- [GOAL OF THE EXERCISE]: Transcribe the listing that follows in full, omitting pictures.

- [COLLECTED MATERIAL]:

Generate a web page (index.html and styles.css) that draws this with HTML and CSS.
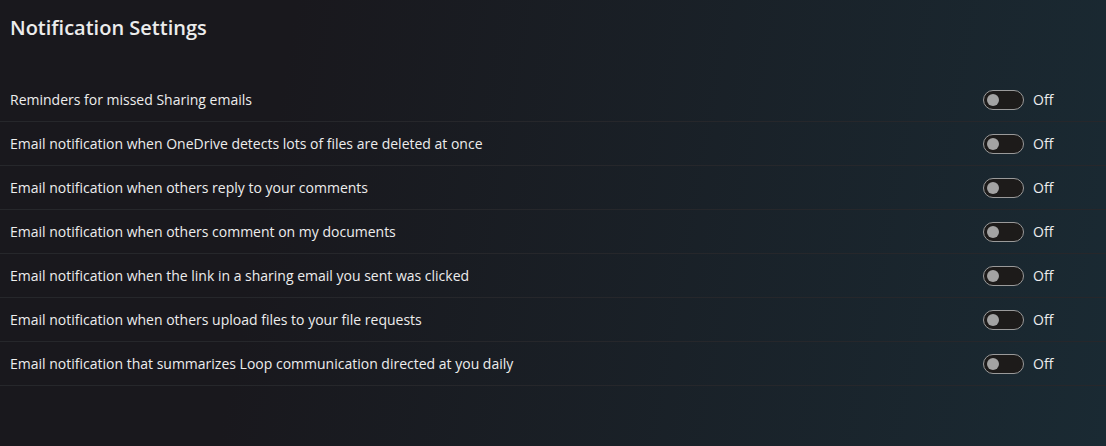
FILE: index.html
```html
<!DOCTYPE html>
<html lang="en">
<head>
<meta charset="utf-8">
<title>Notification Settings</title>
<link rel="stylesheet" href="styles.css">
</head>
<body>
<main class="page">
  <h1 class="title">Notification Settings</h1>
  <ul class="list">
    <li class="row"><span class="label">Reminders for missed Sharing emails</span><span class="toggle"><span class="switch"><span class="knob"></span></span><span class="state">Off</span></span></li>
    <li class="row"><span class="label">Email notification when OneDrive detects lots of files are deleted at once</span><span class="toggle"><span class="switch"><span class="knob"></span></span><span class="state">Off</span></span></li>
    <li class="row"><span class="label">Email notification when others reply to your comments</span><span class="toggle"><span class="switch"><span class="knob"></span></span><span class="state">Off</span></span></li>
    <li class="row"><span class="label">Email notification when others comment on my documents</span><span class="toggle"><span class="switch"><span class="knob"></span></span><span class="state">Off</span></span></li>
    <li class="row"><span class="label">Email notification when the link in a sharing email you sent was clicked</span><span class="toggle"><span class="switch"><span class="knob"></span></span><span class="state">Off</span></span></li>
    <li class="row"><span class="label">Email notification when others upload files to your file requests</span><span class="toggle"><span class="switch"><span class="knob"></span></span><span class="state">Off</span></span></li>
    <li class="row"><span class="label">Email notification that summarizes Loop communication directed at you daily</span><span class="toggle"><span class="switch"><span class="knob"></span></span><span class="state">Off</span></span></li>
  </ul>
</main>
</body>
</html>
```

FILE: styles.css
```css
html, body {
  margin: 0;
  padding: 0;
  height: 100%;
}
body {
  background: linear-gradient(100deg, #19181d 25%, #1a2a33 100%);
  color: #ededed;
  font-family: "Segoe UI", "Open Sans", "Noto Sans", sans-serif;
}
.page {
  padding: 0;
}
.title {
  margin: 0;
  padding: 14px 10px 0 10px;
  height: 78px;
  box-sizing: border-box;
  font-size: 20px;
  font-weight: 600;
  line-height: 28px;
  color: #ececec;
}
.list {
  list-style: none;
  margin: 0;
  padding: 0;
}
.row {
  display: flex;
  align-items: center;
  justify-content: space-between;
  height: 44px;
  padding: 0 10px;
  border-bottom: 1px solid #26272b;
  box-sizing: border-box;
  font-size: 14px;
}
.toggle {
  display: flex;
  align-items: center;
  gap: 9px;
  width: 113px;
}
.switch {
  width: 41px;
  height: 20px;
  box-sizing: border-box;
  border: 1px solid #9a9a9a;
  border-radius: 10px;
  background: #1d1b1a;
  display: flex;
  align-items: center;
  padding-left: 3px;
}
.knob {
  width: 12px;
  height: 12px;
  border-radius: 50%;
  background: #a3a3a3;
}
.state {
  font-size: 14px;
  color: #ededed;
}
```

- [RESPONSE TO THE EXERCISE]:
Generate a web page (index.html and styles.css) that draws this with HTML and CSS.
FILE: index.html
```html
<!DOCTYPE html>
<html lang="en">
<head>
<meta charset="utf-8">
<title>Notification Settings</title>
<link rel="stylesheet" href="styles.css">
</head>
<body>
<main class="page">
  <h1 class="title">Notification Settings</h1>
  <ul class="list">
    <li class="row"><span class="label">Reminders for missed Sharing emails</span><span class="toggle"><span class="switch"><span class="knob"></span></span><span class="state">Off</span></span></li>
    <li class="row"><span class="label">Email notification when OneDrive detects lots of files are deleted at once</span><span class="toggle"><span class="switch"><span class="knob"></span></span><span class="state">Off</span></span></li>
    <li class="row"><span class="label">Email notification when others reply to your comments</span><span class="toggle"><span class="switch"><span class="knob"></span></span><span class="state">Off</span></span></li>
    <li class="row"><span class="label">Email notification when others comment on my documents</span><span class="toggle"><span class="switch"><span class="knob"></span></span><span class="state">Off</span></span></li>
    <li class="row"><span class="label">Email notification when the link in a sharing email you sent was clicked</span><span class="toggle"><span class="switch"><span class="knob"></span></span><span class="state">Off</span></span></li>
    <li class="row"><span class="label">Email notification when others upload files to your file requests</span><span class="toggle"><span class="switch"><span class="knob"></span></span><span class="state">Off</span></span></li>
    <li class="row"><span class="label">Email notification that summarizes Loop communication directed at you daily</span><span class="toggle"><span class="switch"><span class="knob"></span></span><span class="state">Off</span></span></li>
  </ul>
</main>
</body>
</html>
```

FILE: styles.css
```css
html, body {
  margin: 0;
  padding: 0;
  height: 100%;
}
body {
  background: linear-gradient(100deg, #19181d 25%, #1a2a33 100%);
  color: #ededed;
  font-family: "Segoe UI", "Open Sans", "Noto Sans", sans-serif;
}
.page {
  padding: 0;
}
.title {
  margin: 0;
  padding: 14px 10px 0 10px;
  height: 78px;
  box-sizing: border-box;
  font-size: 20px;
  font-weight: 600;
  line-height: 28px;
  color: #ececec;
}
.list {
  list-style: none;
  margin: 0;
  padding: 0;
}
.row {
  display: flex;
  align-items: center;
  justify-content: space-between;
  height: 44px;
  padding: 0 10px;
  border-bottom: 1px solid #26272b;
  box-sizing: border-box;
  font-size: 14px;
}
.toggle {
  display: flex;
  align-items: center;
  gap: 9px;
  width: 113px;
}
.switch {
  width: 41px;
  height: 20px;
  box-sizing: border-box;
  border: 1px solid #9a9a9a;
  border-radius: 10px;
  background: #1d1b1a;
  display: flex;
  align-items: center;
  padding-left: 3px;
}
.knob {
  width: 12px;
  height: 12px;
  border-radius: 50%;
  background: #a3a3a3;
}
.state {
  font-size: 14px;
  color: #ededed;
}
```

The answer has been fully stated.